Connecting the Dots with DataHub: Lakehouse and Beyond
- Data Engineering
- Moscone South | Level 2 | 202
- 35 min
You’ve successfully built your data lakehouse. Congratulations! But what happens when your operational data stores, streaming systems like Apache Kafka or data ingestion systems produce bad data into the lakehouse? Can you be proactive when it comes to preventing bad data from affecting your business? How can you take advantage of automation to ensure that raw data assets become well maintained data products (clear ownership, documentation and sensitivity classification) without requiring people to do redundant work across operational, ingestion and lakehouse systems? How do you get live and historical visibility into your entire data ecosystem (schemas, pipelines, data lineage, models, features and dashboards) within and across your production services, ingestion pipelines and Data Lakehouse?
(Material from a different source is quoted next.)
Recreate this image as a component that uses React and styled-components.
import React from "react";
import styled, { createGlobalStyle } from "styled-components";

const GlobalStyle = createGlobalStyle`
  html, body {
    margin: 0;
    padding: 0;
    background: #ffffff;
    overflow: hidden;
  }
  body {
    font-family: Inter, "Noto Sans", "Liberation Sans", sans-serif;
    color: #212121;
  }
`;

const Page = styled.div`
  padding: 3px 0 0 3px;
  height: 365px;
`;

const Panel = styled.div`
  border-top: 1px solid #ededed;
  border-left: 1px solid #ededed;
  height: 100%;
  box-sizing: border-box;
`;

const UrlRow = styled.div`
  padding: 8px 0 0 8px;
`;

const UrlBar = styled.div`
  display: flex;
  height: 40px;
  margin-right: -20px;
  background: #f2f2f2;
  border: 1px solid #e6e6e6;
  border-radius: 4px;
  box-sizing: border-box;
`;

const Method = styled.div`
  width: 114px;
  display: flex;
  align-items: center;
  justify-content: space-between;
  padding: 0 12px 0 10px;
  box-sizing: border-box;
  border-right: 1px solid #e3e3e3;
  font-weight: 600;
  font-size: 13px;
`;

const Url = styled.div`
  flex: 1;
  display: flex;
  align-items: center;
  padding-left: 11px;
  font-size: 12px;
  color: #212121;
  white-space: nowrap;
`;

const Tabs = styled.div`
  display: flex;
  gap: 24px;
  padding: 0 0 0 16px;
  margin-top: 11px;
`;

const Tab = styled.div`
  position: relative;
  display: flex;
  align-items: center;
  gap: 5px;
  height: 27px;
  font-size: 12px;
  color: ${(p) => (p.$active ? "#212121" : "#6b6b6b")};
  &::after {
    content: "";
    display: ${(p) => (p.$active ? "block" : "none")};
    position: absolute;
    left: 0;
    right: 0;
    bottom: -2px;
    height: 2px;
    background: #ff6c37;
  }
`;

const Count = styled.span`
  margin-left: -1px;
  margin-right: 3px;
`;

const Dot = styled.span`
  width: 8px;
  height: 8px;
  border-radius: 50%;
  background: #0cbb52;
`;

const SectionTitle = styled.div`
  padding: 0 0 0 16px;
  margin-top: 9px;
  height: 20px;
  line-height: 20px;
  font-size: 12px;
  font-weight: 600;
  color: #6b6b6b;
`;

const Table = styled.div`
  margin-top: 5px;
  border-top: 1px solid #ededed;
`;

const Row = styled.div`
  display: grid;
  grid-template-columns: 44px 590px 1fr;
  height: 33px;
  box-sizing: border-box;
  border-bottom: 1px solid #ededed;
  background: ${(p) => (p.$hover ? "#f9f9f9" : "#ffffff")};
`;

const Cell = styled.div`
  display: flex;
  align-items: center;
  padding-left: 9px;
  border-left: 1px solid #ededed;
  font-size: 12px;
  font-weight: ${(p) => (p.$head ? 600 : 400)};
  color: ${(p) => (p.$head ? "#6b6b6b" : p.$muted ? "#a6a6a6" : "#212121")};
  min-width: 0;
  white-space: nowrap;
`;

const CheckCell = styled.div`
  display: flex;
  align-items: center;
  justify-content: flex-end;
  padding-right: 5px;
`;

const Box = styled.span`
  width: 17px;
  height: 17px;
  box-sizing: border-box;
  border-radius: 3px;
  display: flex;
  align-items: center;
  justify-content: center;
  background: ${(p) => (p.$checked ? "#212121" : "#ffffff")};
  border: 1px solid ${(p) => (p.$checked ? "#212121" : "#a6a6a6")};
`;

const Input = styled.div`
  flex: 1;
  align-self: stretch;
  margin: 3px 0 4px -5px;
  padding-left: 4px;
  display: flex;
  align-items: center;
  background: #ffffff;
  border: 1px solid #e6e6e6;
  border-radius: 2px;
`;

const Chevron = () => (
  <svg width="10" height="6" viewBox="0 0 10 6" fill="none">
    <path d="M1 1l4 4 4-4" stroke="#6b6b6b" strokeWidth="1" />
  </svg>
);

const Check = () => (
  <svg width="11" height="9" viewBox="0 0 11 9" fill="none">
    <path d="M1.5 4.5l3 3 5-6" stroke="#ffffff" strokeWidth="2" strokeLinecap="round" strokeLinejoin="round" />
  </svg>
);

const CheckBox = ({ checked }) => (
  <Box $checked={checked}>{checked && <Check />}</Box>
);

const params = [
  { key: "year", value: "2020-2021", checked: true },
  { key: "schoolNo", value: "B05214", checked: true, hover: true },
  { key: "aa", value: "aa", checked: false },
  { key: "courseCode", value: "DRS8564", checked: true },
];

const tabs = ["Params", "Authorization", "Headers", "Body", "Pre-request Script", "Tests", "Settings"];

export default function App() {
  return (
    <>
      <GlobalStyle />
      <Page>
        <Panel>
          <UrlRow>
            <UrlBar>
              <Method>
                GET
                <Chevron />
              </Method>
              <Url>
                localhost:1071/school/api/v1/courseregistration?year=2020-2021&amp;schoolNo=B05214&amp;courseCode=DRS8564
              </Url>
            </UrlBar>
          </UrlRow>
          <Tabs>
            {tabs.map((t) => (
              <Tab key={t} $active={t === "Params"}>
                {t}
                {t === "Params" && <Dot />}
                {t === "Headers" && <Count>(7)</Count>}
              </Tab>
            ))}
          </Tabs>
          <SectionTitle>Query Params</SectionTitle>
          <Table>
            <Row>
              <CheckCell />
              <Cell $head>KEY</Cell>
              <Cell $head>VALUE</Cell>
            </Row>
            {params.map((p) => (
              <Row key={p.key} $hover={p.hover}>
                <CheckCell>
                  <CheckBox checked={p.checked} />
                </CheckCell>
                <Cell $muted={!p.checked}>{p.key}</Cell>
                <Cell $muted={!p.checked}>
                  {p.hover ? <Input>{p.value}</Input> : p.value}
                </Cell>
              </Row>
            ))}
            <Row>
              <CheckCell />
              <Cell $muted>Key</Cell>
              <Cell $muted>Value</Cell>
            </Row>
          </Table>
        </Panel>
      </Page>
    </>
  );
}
Data engineers struggle with data quality and data governance issues constantly interrupting their day and limiting their upside impact on the business.
In this talk, we will share how data engineers from our 3K+ strong DataHub community are using DataHub to track lineage, understand data quality, and prevent failures from impacting their important dashboards, ML models and features. The talk will include details of how DataHub extracts lineage automatically from Spark, schema and statistics from Delta Lake and shift-left strategies for developer-led governance.